Peterson recalls early in his ministry seeking out speakers and books about the work of being a pastor. Someone had told him about a professor who was an expert in the field and had written many books. Peterson attended a seminar the professor was giving and afterwards purchased his books. Reading them, he could not find anything about the “work of prayer.” He was deeply disturbed that the author didn’t address this in the ministry and life of a pastor. Peterson had no use for the professor’s books and took them to a landfill.

Prayer is the most undervalued resource that we have as people of faith. It is often the last and least of things we do daily—unlike working, returning calls or doing chores around the house. There is nothing wrong in turning to God when you are in a desperate situation. But it is the “work of prayer” on a daily basis that empowers us to live and deepen our faith, to expand our relationship with God. When prayer becomes an integral part of daily life, that’s the “work of prayer.”

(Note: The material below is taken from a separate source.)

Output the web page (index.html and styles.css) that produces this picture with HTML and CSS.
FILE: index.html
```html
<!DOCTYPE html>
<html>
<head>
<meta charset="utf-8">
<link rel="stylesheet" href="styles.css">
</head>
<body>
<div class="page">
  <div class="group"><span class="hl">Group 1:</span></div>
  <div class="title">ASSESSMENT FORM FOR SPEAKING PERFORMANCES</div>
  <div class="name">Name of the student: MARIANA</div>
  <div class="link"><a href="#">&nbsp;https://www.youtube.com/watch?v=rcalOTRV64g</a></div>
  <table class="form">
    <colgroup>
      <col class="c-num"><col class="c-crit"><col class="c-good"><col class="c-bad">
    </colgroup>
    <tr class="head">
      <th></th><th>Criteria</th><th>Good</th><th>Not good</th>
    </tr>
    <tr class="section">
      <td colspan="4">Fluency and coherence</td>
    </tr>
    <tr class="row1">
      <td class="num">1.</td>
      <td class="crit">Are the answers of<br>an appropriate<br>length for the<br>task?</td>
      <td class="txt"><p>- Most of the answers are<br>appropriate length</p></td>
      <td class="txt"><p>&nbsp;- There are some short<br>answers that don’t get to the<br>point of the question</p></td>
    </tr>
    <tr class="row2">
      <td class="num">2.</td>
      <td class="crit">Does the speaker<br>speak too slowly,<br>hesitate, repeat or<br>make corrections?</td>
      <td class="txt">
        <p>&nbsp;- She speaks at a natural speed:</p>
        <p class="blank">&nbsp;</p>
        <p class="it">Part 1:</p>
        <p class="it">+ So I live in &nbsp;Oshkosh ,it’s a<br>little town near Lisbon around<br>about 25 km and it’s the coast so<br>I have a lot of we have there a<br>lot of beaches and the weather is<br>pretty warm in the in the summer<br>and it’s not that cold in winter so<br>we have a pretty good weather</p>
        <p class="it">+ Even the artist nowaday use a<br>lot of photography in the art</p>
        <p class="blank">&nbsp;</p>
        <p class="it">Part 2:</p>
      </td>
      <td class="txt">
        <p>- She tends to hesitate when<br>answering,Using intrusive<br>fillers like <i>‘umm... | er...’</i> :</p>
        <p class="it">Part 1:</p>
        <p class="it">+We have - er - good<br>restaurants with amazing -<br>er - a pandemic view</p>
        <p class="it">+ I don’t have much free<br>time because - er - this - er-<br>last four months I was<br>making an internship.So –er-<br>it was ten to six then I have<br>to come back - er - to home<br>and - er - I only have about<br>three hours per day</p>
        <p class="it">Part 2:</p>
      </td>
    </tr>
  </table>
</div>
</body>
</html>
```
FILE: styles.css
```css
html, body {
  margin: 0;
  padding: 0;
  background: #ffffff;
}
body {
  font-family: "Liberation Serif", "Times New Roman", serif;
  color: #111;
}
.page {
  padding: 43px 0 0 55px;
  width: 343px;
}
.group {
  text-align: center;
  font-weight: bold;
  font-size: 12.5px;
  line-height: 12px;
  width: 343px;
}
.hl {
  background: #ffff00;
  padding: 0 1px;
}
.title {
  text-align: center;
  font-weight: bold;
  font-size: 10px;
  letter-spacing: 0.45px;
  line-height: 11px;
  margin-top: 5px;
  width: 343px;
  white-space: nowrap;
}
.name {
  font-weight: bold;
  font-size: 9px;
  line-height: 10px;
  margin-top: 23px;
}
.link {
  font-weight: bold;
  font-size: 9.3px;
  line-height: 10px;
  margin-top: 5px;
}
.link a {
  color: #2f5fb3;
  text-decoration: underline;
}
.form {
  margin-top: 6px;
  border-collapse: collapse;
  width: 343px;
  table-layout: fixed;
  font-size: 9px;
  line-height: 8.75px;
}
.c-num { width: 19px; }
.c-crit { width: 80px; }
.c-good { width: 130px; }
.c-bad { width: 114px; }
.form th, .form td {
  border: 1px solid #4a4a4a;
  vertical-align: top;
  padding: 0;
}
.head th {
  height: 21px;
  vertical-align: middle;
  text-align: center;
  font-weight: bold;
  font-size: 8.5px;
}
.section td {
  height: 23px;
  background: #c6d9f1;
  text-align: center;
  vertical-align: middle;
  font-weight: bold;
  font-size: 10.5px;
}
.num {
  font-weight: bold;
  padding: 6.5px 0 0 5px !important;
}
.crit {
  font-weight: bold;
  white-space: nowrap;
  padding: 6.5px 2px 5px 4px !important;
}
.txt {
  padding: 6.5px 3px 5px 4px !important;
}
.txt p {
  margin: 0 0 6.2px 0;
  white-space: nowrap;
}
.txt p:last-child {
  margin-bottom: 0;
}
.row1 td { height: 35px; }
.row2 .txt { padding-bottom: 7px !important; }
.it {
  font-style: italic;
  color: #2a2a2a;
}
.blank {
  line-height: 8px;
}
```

Yes, praying daily, even for a few minutes, does take work because it entails effort and intentionality. Prayer is work in the sense that it takes mental, emotional and physical energy and seeks an outcome—to seek help, draw closer to God and express gratitude.

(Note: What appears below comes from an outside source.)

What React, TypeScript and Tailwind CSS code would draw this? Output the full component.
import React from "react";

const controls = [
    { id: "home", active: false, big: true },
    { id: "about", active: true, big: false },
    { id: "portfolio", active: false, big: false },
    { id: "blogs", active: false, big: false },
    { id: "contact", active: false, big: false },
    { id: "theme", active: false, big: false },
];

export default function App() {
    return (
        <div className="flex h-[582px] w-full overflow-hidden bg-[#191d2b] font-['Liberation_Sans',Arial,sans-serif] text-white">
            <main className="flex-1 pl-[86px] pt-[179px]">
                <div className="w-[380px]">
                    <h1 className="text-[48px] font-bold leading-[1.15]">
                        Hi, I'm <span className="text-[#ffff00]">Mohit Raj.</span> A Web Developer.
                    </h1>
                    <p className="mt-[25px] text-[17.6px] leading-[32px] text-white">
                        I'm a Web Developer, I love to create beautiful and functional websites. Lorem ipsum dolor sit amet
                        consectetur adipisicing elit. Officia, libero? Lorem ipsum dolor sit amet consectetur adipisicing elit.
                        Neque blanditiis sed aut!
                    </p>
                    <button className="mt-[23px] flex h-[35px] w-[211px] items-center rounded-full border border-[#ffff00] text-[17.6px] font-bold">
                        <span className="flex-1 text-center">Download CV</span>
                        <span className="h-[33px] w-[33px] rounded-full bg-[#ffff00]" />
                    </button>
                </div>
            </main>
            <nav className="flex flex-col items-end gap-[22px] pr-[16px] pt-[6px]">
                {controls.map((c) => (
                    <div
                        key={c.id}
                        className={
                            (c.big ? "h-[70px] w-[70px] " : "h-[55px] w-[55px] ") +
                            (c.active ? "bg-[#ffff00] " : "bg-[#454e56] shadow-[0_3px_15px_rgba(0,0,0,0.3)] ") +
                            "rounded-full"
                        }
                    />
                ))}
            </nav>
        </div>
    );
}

There are so many things, people and activities competing for our time and attention, and they often give us immediate gratification. But our prayer life develops over time; we don’t often see quick results. Yet as we learn to sit quietly and be still, we discover serenity and comfort for our soul. We begin to appreciate and value the power of the moment and our conversations with God. The act of waiting and listening expands our perspective on things. It can fill our hearts with joy and our minds with peace. 

The daily work of prayer is not for the faint. But when we do this work, God does a good work in us. We can face the rest of the day with all of its opportunities and challenges with hope, faith and strength.